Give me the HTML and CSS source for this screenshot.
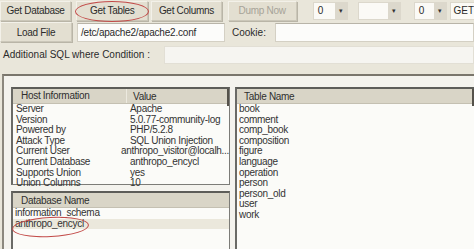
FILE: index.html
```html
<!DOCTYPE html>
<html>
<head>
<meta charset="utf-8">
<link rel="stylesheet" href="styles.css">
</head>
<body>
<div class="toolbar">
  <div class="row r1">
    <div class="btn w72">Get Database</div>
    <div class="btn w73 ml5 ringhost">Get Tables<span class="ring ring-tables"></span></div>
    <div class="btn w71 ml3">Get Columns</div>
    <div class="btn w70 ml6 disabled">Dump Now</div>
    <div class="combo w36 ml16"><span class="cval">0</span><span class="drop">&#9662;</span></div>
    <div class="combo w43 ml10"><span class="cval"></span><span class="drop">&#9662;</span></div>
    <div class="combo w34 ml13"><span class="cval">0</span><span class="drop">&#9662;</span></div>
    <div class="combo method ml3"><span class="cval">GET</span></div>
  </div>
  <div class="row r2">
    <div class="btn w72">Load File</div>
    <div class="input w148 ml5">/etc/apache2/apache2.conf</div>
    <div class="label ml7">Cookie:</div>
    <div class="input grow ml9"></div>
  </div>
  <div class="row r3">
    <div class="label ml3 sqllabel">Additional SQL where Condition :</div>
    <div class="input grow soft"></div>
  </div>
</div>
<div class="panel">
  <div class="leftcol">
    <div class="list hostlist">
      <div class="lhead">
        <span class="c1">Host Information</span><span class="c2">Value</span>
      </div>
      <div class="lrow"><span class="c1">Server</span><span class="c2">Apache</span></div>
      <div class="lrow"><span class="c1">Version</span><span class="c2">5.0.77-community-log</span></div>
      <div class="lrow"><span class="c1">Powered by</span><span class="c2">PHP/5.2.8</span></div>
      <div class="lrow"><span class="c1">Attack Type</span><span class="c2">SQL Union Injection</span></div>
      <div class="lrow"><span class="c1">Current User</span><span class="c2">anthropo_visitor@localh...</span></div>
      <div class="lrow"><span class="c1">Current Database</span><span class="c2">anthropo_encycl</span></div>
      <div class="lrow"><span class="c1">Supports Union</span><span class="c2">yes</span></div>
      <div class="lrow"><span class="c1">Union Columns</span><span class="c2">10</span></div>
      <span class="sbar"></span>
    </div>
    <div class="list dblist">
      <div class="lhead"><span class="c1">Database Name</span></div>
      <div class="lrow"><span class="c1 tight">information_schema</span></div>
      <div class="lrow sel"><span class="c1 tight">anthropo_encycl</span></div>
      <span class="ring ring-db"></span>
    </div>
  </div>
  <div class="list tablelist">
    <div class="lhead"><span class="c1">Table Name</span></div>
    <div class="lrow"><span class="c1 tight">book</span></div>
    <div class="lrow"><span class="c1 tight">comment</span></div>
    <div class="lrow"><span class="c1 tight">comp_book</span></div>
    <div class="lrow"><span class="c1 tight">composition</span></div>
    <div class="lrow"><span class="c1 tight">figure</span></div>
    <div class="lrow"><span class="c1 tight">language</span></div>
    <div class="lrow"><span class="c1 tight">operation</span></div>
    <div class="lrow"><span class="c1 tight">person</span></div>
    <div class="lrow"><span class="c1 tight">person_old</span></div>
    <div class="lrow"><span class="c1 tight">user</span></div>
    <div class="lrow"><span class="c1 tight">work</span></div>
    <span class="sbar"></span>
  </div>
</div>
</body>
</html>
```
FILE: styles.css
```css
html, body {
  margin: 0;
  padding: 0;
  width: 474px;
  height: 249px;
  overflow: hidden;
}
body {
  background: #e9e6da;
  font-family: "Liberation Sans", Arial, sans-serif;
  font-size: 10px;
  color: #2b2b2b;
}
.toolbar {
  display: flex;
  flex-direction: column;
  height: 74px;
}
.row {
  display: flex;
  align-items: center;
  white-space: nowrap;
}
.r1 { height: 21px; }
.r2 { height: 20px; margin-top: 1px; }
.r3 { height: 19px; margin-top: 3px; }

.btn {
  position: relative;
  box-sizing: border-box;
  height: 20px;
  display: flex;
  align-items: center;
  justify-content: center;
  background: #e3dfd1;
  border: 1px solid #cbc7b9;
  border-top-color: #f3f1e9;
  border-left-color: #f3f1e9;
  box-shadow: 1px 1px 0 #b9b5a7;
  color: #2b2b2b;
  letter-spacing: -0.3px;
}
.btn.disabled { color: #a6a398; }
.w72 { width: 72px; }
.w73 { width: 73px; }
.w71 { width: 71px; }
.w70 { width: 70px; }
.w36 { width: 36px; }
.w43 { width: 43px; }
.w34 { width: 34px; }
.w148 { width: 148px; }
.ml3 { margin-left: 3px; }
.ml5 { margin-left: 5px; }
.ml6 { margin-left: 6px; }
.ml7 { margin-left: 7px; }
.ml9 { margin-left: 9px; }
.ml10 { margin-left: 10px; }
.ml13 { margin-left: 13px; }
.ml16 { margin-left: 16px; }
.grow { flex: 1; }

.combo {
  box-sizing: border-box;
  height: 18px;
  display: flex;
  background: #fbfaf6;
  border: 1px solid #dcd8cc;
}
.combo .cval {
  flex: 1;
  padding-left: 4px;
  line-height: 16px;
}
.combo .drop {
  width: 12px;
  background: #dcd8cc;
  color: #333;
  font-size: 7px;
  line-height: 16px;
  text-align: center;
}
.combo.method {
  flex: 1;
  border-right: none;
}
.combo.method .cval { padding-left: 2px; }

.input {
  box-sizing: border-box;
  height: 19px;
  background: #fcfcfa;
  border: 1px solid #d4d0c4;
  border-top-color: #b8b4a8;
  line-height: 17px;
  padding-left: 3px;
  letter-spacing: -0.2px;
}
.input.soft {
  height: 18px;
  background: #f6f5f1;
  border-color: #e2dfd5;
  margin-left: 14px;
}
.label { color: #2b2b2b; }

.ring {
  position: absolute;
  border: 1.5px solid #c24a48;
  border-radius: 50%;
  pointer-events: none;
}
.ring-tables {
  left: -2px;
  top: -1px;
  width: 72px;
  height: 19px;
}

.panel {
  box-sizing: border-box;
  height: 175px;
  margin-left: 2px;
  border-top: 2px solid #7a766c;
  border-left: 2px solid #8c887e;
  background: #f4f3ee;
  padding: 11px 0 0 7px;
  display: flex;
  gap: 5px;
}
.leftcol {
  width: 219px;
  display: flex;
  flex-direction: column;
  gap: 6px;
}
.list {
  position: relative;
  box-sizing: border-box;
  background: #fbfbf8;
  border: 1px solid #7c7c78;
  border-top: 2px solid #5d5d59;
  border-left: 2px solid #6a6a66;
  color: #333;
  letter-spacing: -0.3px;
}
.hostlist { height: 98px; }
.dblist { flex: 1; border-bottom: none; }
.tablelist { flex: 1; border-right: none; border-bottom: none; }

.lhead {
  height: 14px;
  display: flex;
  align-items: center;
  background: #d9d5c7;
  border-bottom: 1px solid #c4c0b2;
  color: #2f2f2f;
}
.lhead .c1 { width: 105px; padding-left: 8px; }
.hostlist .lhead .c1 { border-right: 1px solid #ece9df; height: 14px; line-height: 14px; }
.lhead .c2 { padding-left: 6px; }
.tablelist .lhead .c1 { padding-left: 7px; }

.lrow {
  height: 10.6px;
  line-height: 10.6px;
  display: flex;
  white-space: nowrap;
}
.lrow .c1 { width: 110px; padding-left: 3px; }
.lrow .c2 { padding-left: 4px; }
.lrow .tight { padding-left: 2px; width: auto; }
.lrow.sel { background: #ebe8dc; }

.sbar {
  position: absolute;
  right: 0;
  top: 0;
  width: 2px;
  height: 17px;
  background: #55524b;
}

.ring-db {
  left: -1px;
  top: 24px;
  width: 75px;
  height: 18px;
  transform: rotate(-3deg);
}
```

____________________

## Exercise aim
Write the listing above out again exactly, dropping each image.

## Task solution
Give me the HTML and CSS source for this screenshot.
FILE: index.html
```html
<!DOCTYPE html>
<html>
<head>
<meta charset="utf-8">
<link rel="stylesheet" href="styles.css">
</head>
<body>
<div class="toolbar">
  <div class="row r1">
    <div class="btn w72">Get Database</div>
    <div class="btn w73 ml5 ringhost">Get Tables<span class="ring ring-tables"></span></div>
    <div class="btn w71 ml3">Get Columns</div>
    <div class="btn w70 ml6 disabled">Dump Now</div>
    <div class="combo w36 ml16"><span class="cval">0</span><span class="drop">&#9662;</span></div>
    <div class="combo w43 ml10"><span class="cval"></span><span class="drop">&#9662;</span></div>
    <div class="combo w34 ml13"><span class="cval">0</span><span class="drop">&#9662;</span></div>
    <div class="combo method ml3"><span class="cval">GET</span></div>
  </div>
  <div class="row r2">
    <div class="btn w72">Load File</div>
    <div class="input w148 ml5">/etc/apache2/apache2.conf</div>
    <div class="label ml7">Cookie:</div>
    <div class="input grow ml9"></div>
  </div>
  <div class="row r3">
    <div class="label ml3 sqllabel">Additional SQL where Condition :</div>
    <div class="input grow soft"></div>
  </div>
</div>
<div class="panel">
  <div class="leftcol">
    <div class="list hostlist">
      <div class="lhead">
        <span class="c1">Host Information</span><span class="c2">Value</span>
      </div>
      <div class="lrow"><span class="c1">Server</span><span class="c2">Apache</span></div>
      <div class="lrow"><span class="c1">Version</span><span class="c2">5.0.77-community-log</span></div>
      <div class="lrow"><span class="c1">Powered by</span><span class="c2">PHP/5.2.8</span></div>
      <div class="lrow"><span class="c1">Attack Type</span><span class="c2">SQL Union Injection</span></div>
      <div class="lrow"><span class="c1">Current User</span><span class="c2">anthropo_visitor@localh...</span></div>
      <div class="lrow"><span class="c1">Current Database</span><span class="c2">anthropo_encycl</span></div>
      <div class="lrow"><span class="c1">Supports Union</span><span class="c2">yes</span></div>
      <div class="lrow"><span class="c1">Union Columns</span><span class="c2">10</span></div>
      <span class="sbar"></span>
    </div>
    <div class="list dblist">
      <div class="lhead"><span class="c1">Database Name</span></div>
      <div class="lrow"><span class="c1 tight">information_schema</span></div>
      <div class="lrow sel"><span class="c1 tight">anthropo_encycl</span></div>
      <span class="ring ring-db"></span>
    </div>
  </div>
  <div class="list tablelist">
    <div class="lhead"><span class="c1">Table Name</span></div>
    <div class="lrow"><span class="c1 tight">book</span></div>
    <div class="lrow"><span class="c1 tight">comment</span></div>
    <div class="lrow"><span class="c1 tight">comp_book</span></div>
    <div class="lrow"><span class="c1 tight">composition</span></div>
    <div class="lrow"><span class="c1 tight">figure</span></div>
    <div class="lrow"><span class="c1 tight">language</span></div>
    <div class="lrow"><span class="c1 tight">operation</span></div>
    <div class="lrow"><span class="c1 tight">person</span></div>
    <div class="lrow"><span class="c1 tight">person_old</span></div>
    <div class="lrow"><span class="c1 tight">user</span></div>
    <div class="lrow"><span class="c1 tight">work</span></div>
    <span class="sbar"></span>
  </div>
</div>
</body>
</html>
```
FILE: styles.css
```css
html, body {
  margin: 0;
  padding: 0;
  width: 474px;
  height: 249px;
  overflow: hidden;
}
body {
  background: #e9e6da;
  font-family: "Liberation Sans", Arial, sans-serif;
  font-size: 10px;
  color: #2b2b2b;
}
.toolbar {
  display: flex;
  flex-direction: column;
  height: 74px;
}
.row {
  display: flex;
  align-items: center;
  white-space: nowrap;
}
.r1 { height: 21px; }
.r2 { height: 20px; margin-top: 1px; }
.r3 { height: 19px; margin-top: 3px; }

.btn {
  position: relative;
  box-sizing: border-box;
  height: 20px;
  display: flex;
  align-items: center;
  justify-content: center;
  background: #e3dfd1;
  border: 1px solid #cbc7b9;
  border-top-color: #f3f1e9;
  border-left-color: #f3f1e9;
  box-shadow: 1px 1px 0 #b9b5a7;
  color: #2b2b2b;
  letter-spacing: -0.3px;
}
.btn.disabled { color: #a6a398; }
.w72 { width: 72px; }
.w73 { width: 73px; }
.w71 { width: 71px; }
.w70 { width: 70px; }
.w36 { width: 36px; }
.w43 { width: 43px; }
.w34 { width: 34px; }
.w148 { width: 148px; }
.ml3 { margin-left: 3px; }
.ml5 { margin-left: 5px; }
.ml6 { margin-left: 6px; }
.ml7 { margin-left: 7px; }
.ml9 { margin-left: 9px; }
.ml10 { margin-left: 10px; }
.ml13 { margin-left: 13px; }
.ml16 { margin-left: 16px; }
.grow { flex: 1; }

.combo {
  box-sizing: border-box;
  height: 18px;
  display: flex;
  background: #fbfaf6;
  border: 1px solid #dcd8cc;
}
.combo .cval {
  flex: 1;
  padding-left: 4px;
  line-height: 16px;
}
.combo .drop {
  width: 12px;
  background: #dcd8cc;
  color: #333;
  font-size: 7px;
  line-height: 16px;
  text-align: center;
}
.combo.method {
  flex: 1;
  border-right: none;
}
.combo.method .cval { padding-left: 2px; }

.input {
  box-sizing: border-box;
  height: 19px;
  background: #fcfcfa;
  border: 1px solid #d4d0c4;
  border-top-color: #b8b4a8;
  line-height: 17px;
  padding-left: 3px;
  letter-spacing: -0.2px;
}
.input.soft {
  height: 18px;
  background: #f6f5f1;
  border-color: #e2dfd5;
  margin-left: 14px;
}
.label { color: #2b2b2b; }

.ring {
  position: absolute;
  border: 1.5px solid #c24a48;
  border-radius: 50%;
  pointer-events: none;
}
.ring-tables {
  left: -2px;
  top: -1px;
  width: 72px;
  height: 19px;
}

.panel {
  box-sizing: border-box;
  height: 175px;
  margin-left: 2px;
  border-top: 2px solid #7a766c;
  border-left: 2px solid #8c887e;
  background: #f4f3ee;
  padding: 11px 0 0 7px;
  display: flex;
  gap: 5px;
}
.leftcol {
  width: 219px;
  display: flex;
  flex-direction: column;
  gap: 6px;
}
.list {
  position: relative;
  box-sizing: border-box;
  background: #fbfbf8;
  border: 1px solid #7c7c78;
  border-top: 2px solid #5d5d59;
  border-left: 2px solid #6a6a66;
  color: #333;
  letter-spacing: -0.3px;
}
.hostlist { height: 98px; }
.dblist { flex: 1; border-bottom: none; }
.tablelist { flex: 1; border-right: none; border-bottom: none; }

.lhead {
  height: 14px;
  display: flex;
  align-items: center;
  background: #d9d5c7;
  border-bottom: 1px solid #c4c0b2;
  color: #2f2f2f;
}
.lhead .c1 { width: 105px; padding-left: 8px; }
.hostlist .lhead .c1 { border-right: 1px solid #ece9df; height: 14px; line-height: 14px; }
.lhead .c2 { padding-left: 6px; }
.tablelist .lhead .c1 { padding-left: 7px; }

.lrow {
  height: 10.6px;
  line-height: 10.6px;
  display: flex;
  white-space: nowrap;
}
.lrow .c1 { width: 110px; padding-left: 3px; }
.lrow .c2 { padding-left: 4px; }
.lrow .tight { padding-left: 2px; width: auto; }
.lrow.sel { background: #ebe8dc; }

.sbar {
  position: absolute;
  right: 0;
  top: 0;
  width: 2px;
  height: 17px;
  background: #55524b;
}

.ring-db {
  left: -1px;
  top: 24px;
  width: 75px;
  height: 18px;
  transform: rotate(-3deg);
}
```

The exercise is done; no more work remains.